Viana was vice-president of the International Mathematical Union in 2011–2014, and president of the Brazilian Mathematical Society (2013–2015).

In 1998, he was a plenary speaker at the International Congress of Mathematicians, in Berlin.

Viana is director elected of the IMPA (for the period 2016–2019).

Viana is a columnist for Folha de S.Paulo.

He was the chair of the executive committee for the 2018 International Congress of Mathematicians, Rio de Janeiro.

== Biography ==
Viana was born in Rio de Janeiro, Brazil, his parents being Portuguese. He grew up in Portugal, and his undergraduate studies were at the University of Porto.

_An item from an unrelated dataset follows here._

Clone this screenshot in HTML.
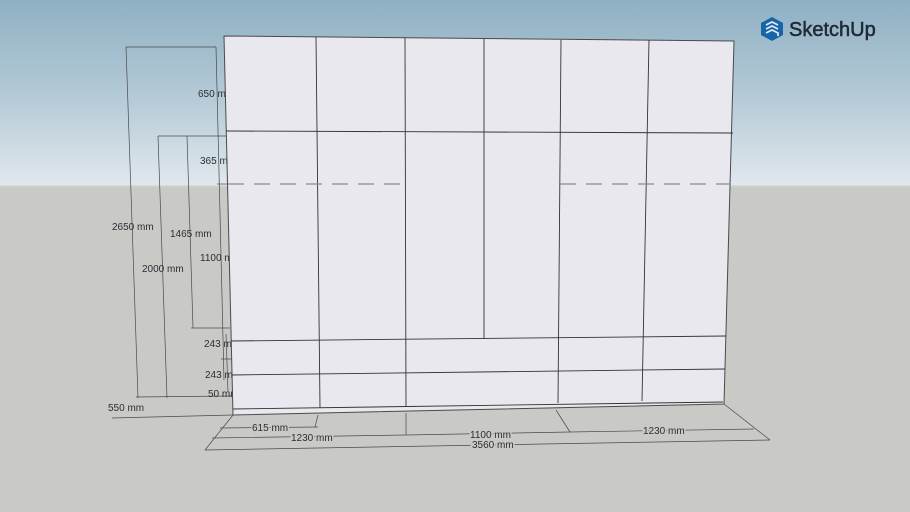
<!DOCTYPE html>
<html><head><meta charset="utf-8"><style>
html,body{margin:0;padding:0;width:910px;height:512px;overflow:hidden}
svg{display:block}
text{font-family:"Liberation Sans",sans-serif;font-size:10px;fill:#2a2f34}
.h{paint-order:stroke;stroke:#c9c9c5;stroke-width:3px}
</style></head><body>
<svg width="910" height="512" viewBox="0 0 910 512" xmlns="http://www.w3.org/2000/svg">
<defs>
<linearGradient id="sky" x1="0" y1="0" x2="0" y2="1">
<stop offset="0" stop-color="#8fb0c4"/>
<stop offset="0.5" stop-color="#b3c9d5"/>
<stop offset="1" stop-color="#e0e8ed"/>
</linearGradient>
</defs>
<rect x="0" y="0" width="910" height="186" fill="url(#sky)"/>
<rect x="0" y="185" width="910" height="327" fill="#c9c9c5"/>
<rect x="0" y="185" width="910" height="1.5" fill="#d8d8d4"/>

<g stroke="#4a4a4a" stroke-width="0.7" fill="none">
<line x1="126" y1="47" x2="216" y2="47"/>
<line x1="126" y1="47" x2="138" y2="398"/>
<line x1="216" y1="47" x2="224" y2="380"/>
<line x1="158" y1="136" x2="226" y2="136"/>
<line x1="158" y1="136" x2="167" y2="398"/>
<line x1="187" y1="136" x2="193" y2="328"/>
<line x1="217" y1="184" x2="230" y2="184"/>
<line x1="191" y1="328" x2="230" y2="328"/>
<line x1="221" y1="359" x2="232" y2="359"/>
<line x1="136" y1="397" x2="232" y2="396"/>
<line x1="112" y1="418" x2="233" y2="415"/>
<line x1="226" y1="334" x2="228" y2="392"/>
<line x1="220" y1="428" x2="318" y2="427"/>
<line x1="318" y1="415" x2="315" y2="427"/>
<line x1="212" y1="438" x2="406" y2="435"/>
<line x1="406" y1="413" x2="406" y2="435"/>
<line x1="406" y1="435" x2="570" y2="432"/>
<line x1="556" y1="410" x2="570" y2="432"/>
<line x1="570" y1="432" x2="754" y2="429"/>
<line x1="724" y1="404" x2="770" y2="440"/>
<line x1="205" y1="450" x2="770" y2="440"/>
<line x1="233" y1="415" x2="205" y2="450"/>
</g>
<g>
<text x="198" y="97">650 mm</text>
<text x="200" y="164">365 mm</text>
<text x="112" y="230">2650 mm</text>
<text x="170" y="237">1465 mm</text>
<text x="200" y="261">1100 mm</text>
<text x="142" y="272">2000 mm</text>
<text x="204" y="347">243 mm</text>
<text x="205" y="378">243 mm</text>
<text x="208" y="397">50 mm</text>
<text x="108" y="411">550 mm</text>
<text class="h" x="252" y="431">615 mm</text>
<text class="h" x="291" y="441">1230 mm</text>
<text class="h" x="470" y="438">1100 mm</text>
<text class="h" x="643" y="434">1230 mm</text>
<text class="h" x="472" y="448">3560 mm</text>
</g>

<polygon points="224,36 734,41 724,404 233,415" fill="#e9e8ee" stroke="#4a4a4a" stroke-width="1"/>
<g stroke="#333" stroke-width="0.9" fill="none">
<line x1="226" y1="131" x2="733" y2="133"/>
<line x1="231" y1="341" x2="726" y2="336"/>
<line x1="232" y1="375" x2="725" y2="369"/>
<line x1="233" y1="409" x2="723" y2="402"/>
<line x1="316" y1="37" x2="320" y2="408"/>
<line x1="405" y1="38" x2="406" y2="407"/>
<line x1="484" y1="39" x2="484" y2="339"/>
<line x1="561" y1="40" x2="558" y2="403"/>
<line x1="649" y1="40" x2="642" y2="401"/>
</g>
<g stroke="#8a8a8a" stroke-width="1.2" stroke-dasharray="16,10">
<line x1="228" y1="184" x2="402" y2="184"/>
<line x1="560" y1="184" x2="730" y2="184"/>
</g>

<g transform="translate(761,17)">
<path d="M11 0 L22 6 L22 18 L11 24 L0 18 L0 6 Z" fill="#1565a8"/>
<path d="M5 8 L11 5 L17 8 M5 12 L11 9 L17 12 M5 16 L11 13 L17 16 L17 19" stroke="#dfe9f0" stroke-width="1.8" fill="none"/>
</g>
<text x="789" y="36" style="font-size:20px;fill:#1e2a36;stroke:#1e2a36;stroke-width:0.5px;font-family:'Liberation Sans',sans-serif">SketchUp</text>
</svg>
</body></html>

He received his Ph.D. degree from the IMPA in Rio de Janeiro, with Jacob Palis as advisor. He is now director at IMPA.

== Work ==

Viana's work concerns chaotic dynamical systems and strange attractors.

== Selected publications ==
Books:
- with José Espinar: Differential Equations: A Dynamical Systems Approach to Theory and Practice (2021)
- with Krerley Oliveira: Foundations of Ergodic Theory, Cambridge University Press
Research papers:
- jointly with AVILA, A., "Simplicity of Lyapunov spectra: proof of the Zorich–Kontsevich conjecture". Acta Mathematica. vol. 198 (2007), no. 1, pp. 1–56.
- jointly with PALIS, J., "High dimension diffeomorphisms displaying infinitely many periodic attractors". Annals of Mathematics. vol. 140 (1994), no. 1, pp. 207–250.
- jointly with MORA, L., "Abundance of strange attractors". Acta Mathematica. vol. 171 (1993), no. 1, pp. 1–71.